We have also reached the conclusion that Barnes was not in the employ of the county of San Bernardino at the time of his injury for the following reasons: There was no contract of hire between Barnes and the county. The county did not select him for the work. Ward (assuming but not holding that he was an employee of the county) was required to let Barnes work if he were physically competent. Ward could not discharge Barnes except for physical disability or refusal to do a reasonable day's work. Barnes was paid out of a trust fund furnished by the state and federal governments which could only be disbursed by the county for specific purposes. The federal funds could be used on approved relief projects only.
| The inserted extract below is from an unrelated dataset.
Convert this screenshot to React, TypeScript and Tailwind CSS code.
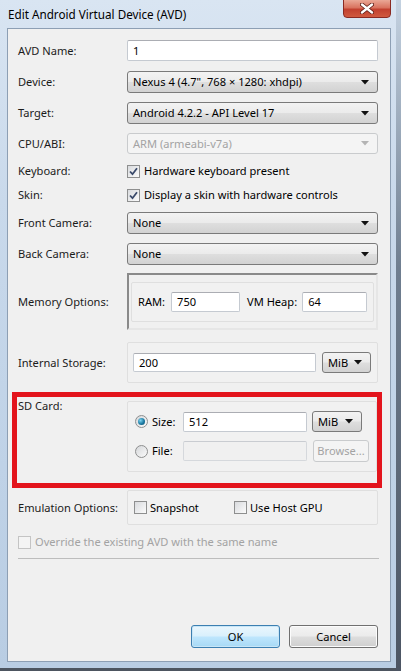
import type { ReactNode } from 'react';

const font = "font-['Noto_Sans',sans-serif] text-[11.1px] leading-[16px]";

function Field({ value = '', className = '', disabled = false }: { value?: string; className?: string; disabled?: boolean }) {
  return (
    <div
      className={`flex items-center rounded-[2px] border border-[#c5cad1] border-t-[#abadb3] pl-[5px] ${
        disabled ? 'bg-[#f0f0f0] border-[#d5d8dc] border-t-[#c9ccd1]' : 'bg-white'
      } ${className}`}
    >
      <span className="text-black">{value}</span>
    </div>
  );
}

function Arrow({ disabled = false }: { disabled?: boolean }) {
  return (
    <svg width="8" height="5" viewBox="0 0 8 5" className="shrink-0">
      <path d="M0 0 H8 L4 4.5 Z" fill={disabled ? '#b4b4b4' : '#111'} />
    </svg>
  );
}

function Combo({ value, className = '', disabled = false }: { value: string; className?: string; disabled?: boolean }) {
  return (
    <div
      className={`flex items-center justify-between rounded-[3px] border pl-[5px] pr-[8px] ${
        disabled
          ? 'border-[#c9cbcd] bg-[#f4f4f4] text-[#a3a3a3]'
          : 'border-[#7a7a7a] bg-[linear-gradient(#f3f3f3_0%,#ebebeb_48%,#dedede_52%,#d2d2d2_100%)] text-black'
      } ${className}`}
    >
      <span className="whitespace-nowrap">{value}</span>
      <Arrow disabled={disabled} />
    </div>
  );
}

function Check({ checked = false, disabled = false }: { checked?: boolean; disabled?: boolean }) {
  return (
    <div
      className={`flex h-[13px] w-[13px] shrink-0 items-center justify-center border ${
        disabled ? 'border-[#c4c4c4] bg-[#f4f4f4]' : 'border-[#8e8f8f] bg-[linear-gradient(135deg,#d9dbde,#fbfbfb)]'
      }`}
    >
      {checked && (
        <svg width="9" height="9" viewBox="0 0 9 9">
          <path d="M1 4.5 L3.5 7.2 L8 1.2" fill="none" stroke="#3a4a6b" strokeWidth="1.8" />
        </svg>
      )}
    </div>
  );
}

function Radio({ checked = false }: { checked?: boolean }) {
  return (
    <div className="flex h-[13px] w-[13px] shrink-0 items-center justify-center rounded-full border border-[#8e8f8f] bg-[linear-gradient(135deg,#d5d7da,#fbfbfb)]">
      {checked && <div className="h-[7px] w-[7px] rounded-full bg-[radial-gradient(circle_at_35%_35%,#7fd3ef,#1b7aa2_55%,#0d4a68)]" />}
    </div>
  );
}

function Button({ children, primary = false, disabled = false, className = '' }: { children: ReactNode; primary?: boolean; disabled?: boolean; className?: string }) {
  return (
    <div
      className={`flex items-center justify-center whitespace-nowrap rounded-[3px] border ${
        disabled
          ? 'border-[#c9cbcd] bg-[#f4f4f4] text-[#a3a3a3]'
          : primary
          ? 'border-[#3c7fb1] bg-[linear-gradient(#eaf6fd_0%,#d9f0fc_48%,#bee6fd_52%,#a7d9f5_100%)] shadow-[inset_0_0_0_1px_#c8e6f7] text-black'
          : 'border-[#707070] bg-[linear-gradient(#f3f3f3_0%,#ebebeb_48%,#dddddd_52%,#cfcfcf_100%)] shadow-[inset_0_0_0_1px_#fcfcfc] text-black'
      } ${className}`}
    >
      {children}
    </div>
  );
}

function Row({ label, children, className = '' }: { label: string; children: ReactNode; className?: string }) {
  return (
    <div className={`flex items-center ${className}`}>
      <div className="w-[109px] shrink-0 whitespace-nowrap text-[#1b1b1b]">{label}</div>
      {children}
    </div>
  );
}

function Panel({ children, className = '' }: { children: ReactNode; className?: string }) {
  return <div className={`rounded-[2px] border border-[#dfdfdf] bg-[#f1f1f1] ${className}`}>{children}</div>;
}

export default function App() {
  return (
    <div className={`flex h-[671px] w-[401px] overflow-hidden bg-[#4d5560] ${font}`}>
      <div className="flex h-[668px] w-[396px] flex-col bg-[linear-gradient(180deg,#d9e5f2_0%,#c9d9eb_30%,#bfd2e7_70%,#b9cde3_100%)]">
        {/* title bar */}
        <div className="relative flex h-[28px] items-center pl-[8px]">
          <span className="text-[11.7px] text-black">Edit Android Virtual Device (AVD)</span>
          <div className="absolute right-[5px] top-[-1px] flex h-[19px] w-[48px] items-center justify-center rounded-b-[4px] border border-[#8a2a22] bg-[linear-gradient(#eaa896_0%,#d9735f_45%,#c2412f_55%,#d05a3f_100%)]">
            <svg width="14" height="11" viewBox="0 0 14 11">
              <path d="M2 1.5 L12 9.5 M12 1.5 L2 9.5" stroke="#5a1a12" strokeWidth="4" strokeLinecap="round" />
              <path d="M2 1.5 L12 9.5 M12 1.5 L2 9.5" stroke="#fff" strokeWidth="2.4" strokeLinecap="round" />
            </svg>
          </div>
        </div>

        {/* client area */}
        <div className="ml-[7px] flex h-[634px] w-[384px] flex-col border border-[#8d9fb4] bg-[#f0f0f0] pl-[10px] pt-[11px]">
          <Row label="AVD Name:">
            <Field value="1" className="h-[21px] w-[251px]" />
          </Row>
          <Row label="Device:" className="mt-[10px]">
            <Combo value={'Nexus 4 (4.7", 768 \u00d7 1280: xhdpi)'} className="h-[22px] w-[251px]" />
          </Row>
          <Row label="Target:" className="mt-[9px]">
            <Combo value="Android 4.2.2 - API Level 17" className="h-[22px] w-[251px]" />
          </Row>
          <Row label="CPU/ABI:" className="mt-[9px]">
            <Combo value="ARM (armeabi-v7a)" disabled className="h-[21px] w-[251px]" />
          </Row>
          <Row label="Keyboard:" className="mt-[5px] h-[24px]">
            <Check checked />
            <span className="ml-[4px] whitespace-nowrap">Hardware keyboard present</span>
          </Row>
          <Row label="Skin:" className="h-[24px]">
            <Check checked />
            <span className="ml-[4px] whitespace-nowrap">Display a skin with hardware controls</span>
          </Row>
          <Row label="Front Camera:" className="mt-[5px]">
            <Combo value="None" className="h-[22px] w-[251px]" />
          </Row>
          <Row label="Back Camera:" className="mt-[9px]">
            <Combo value="None" className="h-[22px] w-[251px]" />
          </Row>

          <Row label="Memory Options:" className="mt-[8px]">
            <div className="flex h-[57px] w-[251px] items-center border-[2px] border-[#8a8a8a] border-b-[#e6e6e6] border-r-[#e6e6e6] pl-[2px] pr-[2px]">
              <Panel className="flex h-[40px] w-full items-center pl-[6px]">
                <span className="whitespace-nowrap">RAM:</span>
                <Field value="750" className="ml-[6px] h-[20px] w-[69px]" />
                <span className="ml-[7px] whitespace-nowrap">VM Heap:</span>
                <Field value="64" className="ml-[5px] h-[20px] w-[65px]" />
              </Panel>
            </div>
          </Row>

          <Row label="Internal Storage:" className="mt-[12px]">
            <Panel className="flex h-[41px] w-[251px] items-center pl-[5px]">
              <Field value="200" className="h-[19px] w-[183px]" />
              <Combo value="MiB" className="ml-[6px] h-[21px] w-[49px] pr-[6px]" />
            </Panel>
          </Row>

          {/* highlighted SD card section */}
          <div className="ml-[-6px] mt-[9px] flex h-[96px] w-[370px] items-start border-[5px] border-[#e3141c] pl-[1px] pt-[1px]">
            <div className="w-[109px] shrink-0 text-[#1b1b1b]">SD Card:</div>
            <Panel className="mt-[3px] flex h-[71px] w-[251px] flex-col justify-center gap-[8px] pl-[7px]">
              <div className="flex items-center">
                <Radio checked />
                <span className="ml-[4px] w-[31px]">Size:</span>
                <Field value="512" className="h-[20px] w-[124px]" />
                <Combo value="MiB" className="ml-[5px] h-[21px] w-[50px] pr-[6px]" />
              </div>
              <div className="flex items-center">
                <Radio />
                <span className="ml-[4px] w-[31px]">File:</span>
                <Field disabled className="h-[20px] w-[124px]" />
                <Button disabled className="ml-[6px] h-[22px] w-[56px]">
                  Browse...
                </Button>
              </div>
            </Panel>
          </div>

          <Row label="Emulation Options:" className="mt-[2px]">
            <Panel className="flex h-[35px] w-[251px] items-center pl-[6px]">
              <Check />
              <span className="ml-[3px] w-[84px]">Snapshot</span>
              <Check />
              <span className="ml-[3px] whitespace-nowrap">Use Host GPU</span>
            </Panel>
          </Row>

          <div className="mt-[8px] flex h-[18px] items-center text-[#a3a3a3]">
            <Check disabled />
            <span className="ml-[4px] whitespace-nowrap">Override the existing AVD with the same name</span>
          </div>

          <div className="mt-[7px] h-[1px] w-[361px] bg-[#bdbdbd]" />

          <div className="mt-[66px] flex w-[360px] justify-end gap-[9px]">
            <Button primary className="h-[23px] w-[89px]">
              OK
            </Button>
            <Button className="h-[23px] w-[89px]">Cancel</Button>
          </div>
        </div>
      </div>
      <div className="h-full w-[5px] bg-[linear-gradient(180deg,#c4d2e1,#6f7e90_40%,#4c5563)]" />
    </div>
  );
}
No county funds were used to pay him. His wages were not fixed by the county. He could receive nothing for his work until the pay roll upon which his name appeared was approved by Grier who was not a county employee. That his demand for wages was approved by the board of supervisors of San Bernardino county and the warrant issued by the county auditor seems to have been a matter of convenient routine adopted in disbursing the trust funds.
The award of the Industrial Accident Commission is annulled.
We concur: BARNARD, P. J.; JENNINGS, J.